Exercise 2: Expected TD Error

Consider the TD-error ${\delta }_t=R_{t+1}+\gamma V(S_{t+1})-V(S_t)$.

(a) What is $\mathbb{E}[{\delta }_t\mid S_t=s]$ if ${\delta }_t$ uses the true state-value function $v_{\pi }$? (b) What is $\mathbb{E}[{\delta }_t\mid S_t=s,A_t=a]$ if ${\delta }_t$ uses the true state-value function $v_{\pi }$?

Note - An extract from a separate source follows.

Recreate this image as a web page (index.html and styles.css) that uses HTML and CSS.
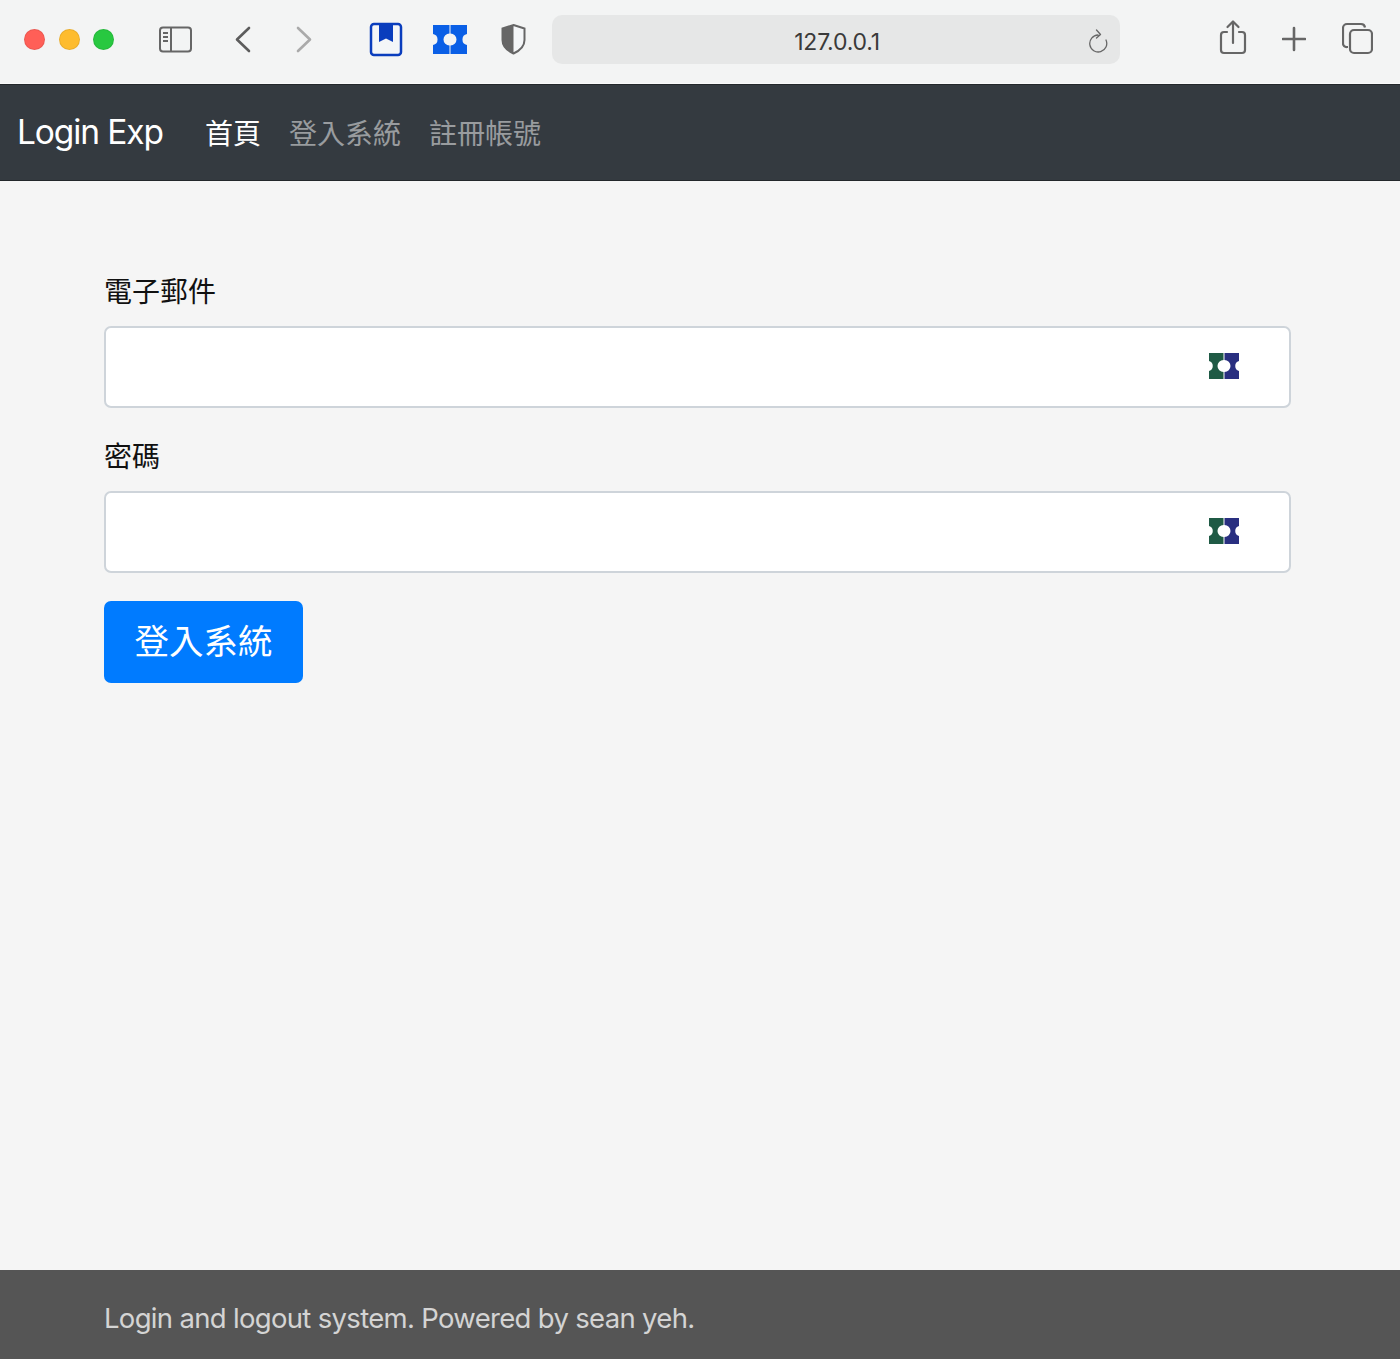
FILE: index.html
```html
<!DOCTYPE html>
<html lang="zh-Hant">
<head>
<meta charset="utf-8">
<title>Login Exp</title>
<link rel="stylesheet" href="styles.css">
</head>
<body>
<header class="toolbar">
  <div class="lights"><span class="light red"></span><span class="light yellow"></span><span class="light green"></span></div>
  <svg class="tool sidebar" viewBox="0 0 33 49" fill="none" stroke="#666" stroke-width="2"><rect x="1" y="12.500" width="31" height="24" rx="3"/><path d="M12 12.500V36.500M4 18h5M4 22h5M4 26h5"/></svg>
  <svg class="tool back" viewBox="0 0 16 49" fill="none" stroke="#5c5c5c" stroke-width="2.600" stroke-linecap="round" stroke-linejoin="round"><path d="M14 13 2 24.500 14 36"/></svg>
  <svg class="tool forward" viewBox="0 0 16 49" fill="none" stroke="#aaa" stroke-width="2.600" stroke-linecap="round" stroke-linejoin="round"><path d="M2 13 14 24.500 2 36"/></svg>
  <svg class="tool bookmark" viewBox="0 0 34 49"><rect x="2" y="9" width="30" height="31" rx="3" fill="#f4f6f8" stroke="#0a3dbd" stroke-width="2.500"/><path d="M10 9H24V27L17 23.500 10 27Z" fill="#0a3dbd"/></svg>
  <svg class="tool extension" viewBox="0 0 34 49"><path d="M0 10H16.500V18.500A6 6 0 0 0 16.500 30.500V39H0V30A5.600 5.600 0 0 0 0 19Z" fill="#0a5fe6"/><path d="M34 10H17.500V18.500A6 6 0 0 1 17.500 30.500V39H34V30A5.600 5.600 0 0 1 34 19Z" fill="#0a5fe6"/></svg>
  <svg class="tool shield" viewBox="0 0 25 49"><path d="M12.500 10 23.500 13.500V25C23.500 32 18 36 12.500 38.500 7 36 1.500 32 1.500 25V13.500Z" fill="#f4f6f8" stroke="#666" stroke-width="2"/><path d="M12.500 10V38.500C7 36 1.500 32 1.500 25V13.500Z" fill="#666"/></svg>
  <div class="address">
    <span class="url">127.0.0.1</span>
    <svg class="reload" viewBox="0 0 20 24" fill="none" stroke="#666" stroke-width="1.300" stroke-linecap="round" stroke-linejoin="round"><path d="M9 6A8.500 8.500 0 1 0 17 11M7.500 1l4 4.500-4 3.500"/></svg>
  </div>
  <svg class="tool share" viewBox="0 0 28 49" fill="none" stroke="#666" stroke-width="2.200" stroke-linecap="round" stroke-linejoin="round"><path d="M8 17H5a3 3 0 0 0-3 3V35a3 3 0 0 0 3 3H23a3 3 0 0 0 3-3V20a3 3 0 0 0-3-3H20M14 28V7M8.500 12 14 6.500 19.500 12"/></svg>
  <svg class="tool plus" viewBox="0 0 24 49" fill="none" stroke="#666" stroke-width="2.600" stroke-linecap="round"><path d="M12 13V35M1 24H23"/></svg>
  <svg class="tool tabs" viewBox="0 0 31 49" fill="none" stroke="#666" stroke-width="2.200"><path d="M6 32H5a3.500 3.500 0 0 1-4-3.500V13a4 4 0 0 1 4-4H19a4 4 0 0 1 4 3.500"/><rect x="8" y="15" width="22" height="23" rx="4"/></svg>
</header>
<nav class="navbar">
  <a class="brand">Login Exp</a>
  <a class="nav-link active">首頁</a>
  <a class="nav-link">登入系統</a>
  <a class="nav-link">註冊帳號</a>
</nav>
<main class="content">
  <form class="login-form">
    <div class="form-group">
      <label class="form-label">電子郵件</label>
      <div class="field">
        <input class="form-control" type="email">
        <svg class="field-icon" viewBox="0 0 30 26"><path d="M0 0H14.500V7A6 6 0 0 0 14.500 19V26H0V18A5.200 5.200 0 0 0 0 8Z" fill="#1f5a45"/><path d="M30 0H15.500V7A6 6 0 0 1 15.500 19V26H30V18A5.200 5.200 0 0 1 30 8Z" fill="#292f80"/></svg>
      </div>
    </div>
    <div class="form-group">
      <label class="form-label">密碼</label>
      <div class="field">
        <input class="form-control" type="password">
        <svg class="field-icon" viewBox="0 0 30 26"><path d="M0 0H14.500V7A6 6 0 0 0 14.500 19V26H0V18A5.200 5.200 0 0 0 0 8Z" fill="#1f5a45"/><path d="M30 0H15.500V7A6 6 0 0 1 15.500 19V26H30V18A5.200 5.200 0 0 1 30 8Z" fill="#292f80"/></svg>
      </div>
    </div>
    <button class="btn-primary" type="button">登入系統</button>
  </form>
</main>
<footer class="footer">Login and logout system. Powered by sean yeh.</footer>
</body>
</html>
```
FILE: styles.css
```css
* { box-sizing: border-box; }
html, body { margin: 0; height: 100%; }
body {
  min-height: 1359px;
  display: flex;
  flex-direction: column;
  background: #f5f5f5;
  color: #212529;
  font-family: Inter, "Noto Sans CJK TC", sans-serif;
  font-size: 28px;
  line-height: 1.5;
}
.toolbar {
  height: 84px;
  flex: none;
  display: flex;
  align-items: stretch;
  padding: 15px 0 19px 24px;
  background: #f3f4f4;
  border-bottom: 1px solid #fafafa;
}
.lights { display: flex; align-items: center; gap: 13.500px; width: 90px; flex: none; }
.light { width: 21px; height: 21px; flex: none; border-radius: 50%; border: 1px solid rgba(0,0,0,.08); }
.red { background: #ff5f57; }
.yellow { background: #febc2e; }
.green { background: #28c840; }
.tool { display: block; height: 49px; flex: none; }
.sidebar { width: 33px; margin-left: 45px; }
.back { width: 16px; margin-left: 43px; }
.forward { width: 16px; margin-left: 45px; }
.bookmark { width: 34px; margin-left: 57px; }
.extension { width: 34px; margin-left: 30px; }
.shield { width: 25px; margin-left: 34px; }
.address {
  width: 568px;
  margin-left: 26px;
  flex: none;
  display: flex;
  align-items: center;
  justify-content: center;
  position: relative;
  background: #e6e7e7;
  border-radius: 10px;
}
.url { font-size: 23px; line-height: 1; color: #3a3a3a; letter-spacing: -0.2px; padding: 6px 0 0 2px; }
.reload { position: absolute; right: 11px; top: 14px; width: 20px; height: 24px; }
.share { width: 28px; margin-left: 99px; }
.plus { width: 24px; margin-left: 35px; }
.tabs { width: 31px; margin-left: 36px; }
.navbar {
  height: 97px;
  flex: none;
  display: flex;
  align-items: center;
  gap: 28px;
  padding: 0 17px;
  background: #343a40;
  border-top: 1px solid #23272b;
  border-bottom: 1px solid #23272b;
}
.brand { font-size: 33.500px; color: #fff; margin-right: 14px; letter-spacing: -1.100px; }
.nav-link { color: rgba(255,255,255,.5); padding-top: 2px; }
.nav-link.active { color: #fff; }
.content { flex: 1; padding: 90px 109.500px 0 104px; }
.form-group { margin-bottom: 28px; }
.form-label { display: block; margin-bottom: 12px; line-height: 43px; color: #111; }
.field { position: relative; }
.form-control {
  display: block;
  width: 100%;
  height: 82px;
  background: #fff;
  border: 2px solid #ced4da;
  border-radius: 7px;
}
.field-icon { position: absolute; top: 27px; right: 51.500px; width: 30px; height: 26px; }
.btn-primary {
  display: block;
  height: 82px;
  width: 199px;
  padding: 0 0 6px;
  border: 0;
  border-radius: 7px;
  background: #007bff;
  color: #fff;
  font-family: inherit;
  font-size: 34.500px;
}
.footer {
  height: 89px;
  flex: none;
  display: flex;
  align-items: center;
  padding: 8px 0 0 104px;
  background: #555;
  color: rgba(255,255,255,.75);
  font-size: 27.5px;
  letter-spacing: -0.680px;
}
```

Concepts Tested: [[TD Error]]

Solution:

(a) Given $S_t=s$: $\mathbb{E}[{\delta }_t\mid S_t=s]=\mathbb{E}[R_{t+1}+\gamma v_{\pi }(S_{t+1})-v_{\pi }(S_t)\mid S_t=s]$ $\mathbb{E}[{\delta }_t\mid S_t=s]=\mathbb{E}[R_{t+1}+\gamma v_{\pi }(S_{t+1})\mid S_t=s]-v_{\pi }(s)$ By the Bellman Equation, $\mathbb{E}[R_{t+1}+\gamma v_{\pi }(S_{t+1})\mid S_t=s]=v_{\pi }(s)$. $\mathbb{E}[{\delta }_t\mid S_t=s]=v_{\pi }(s)-v_{\pi }(s)=0$

(b) Given $S_t=s,A_t=a$: $\mathbb{E}[{\delta }_t\mid S_t=s,A_t=a]=\mathbb{E}[R_{t+1}+\gamma v_{\pi }(S_{t+1})\mid S_t=s,A_t=a]-v_{\pi }(s)$ The first term is the definition of the action-value function $q_{\pi }(s,a)$. $\mathbb{E}[{\delta }_t\mid S_t=s,A_t=a]=q_{\pi }(s,a)-v_{\pi }(s)$ This result is known as the Advantage Function $A(s,a)$.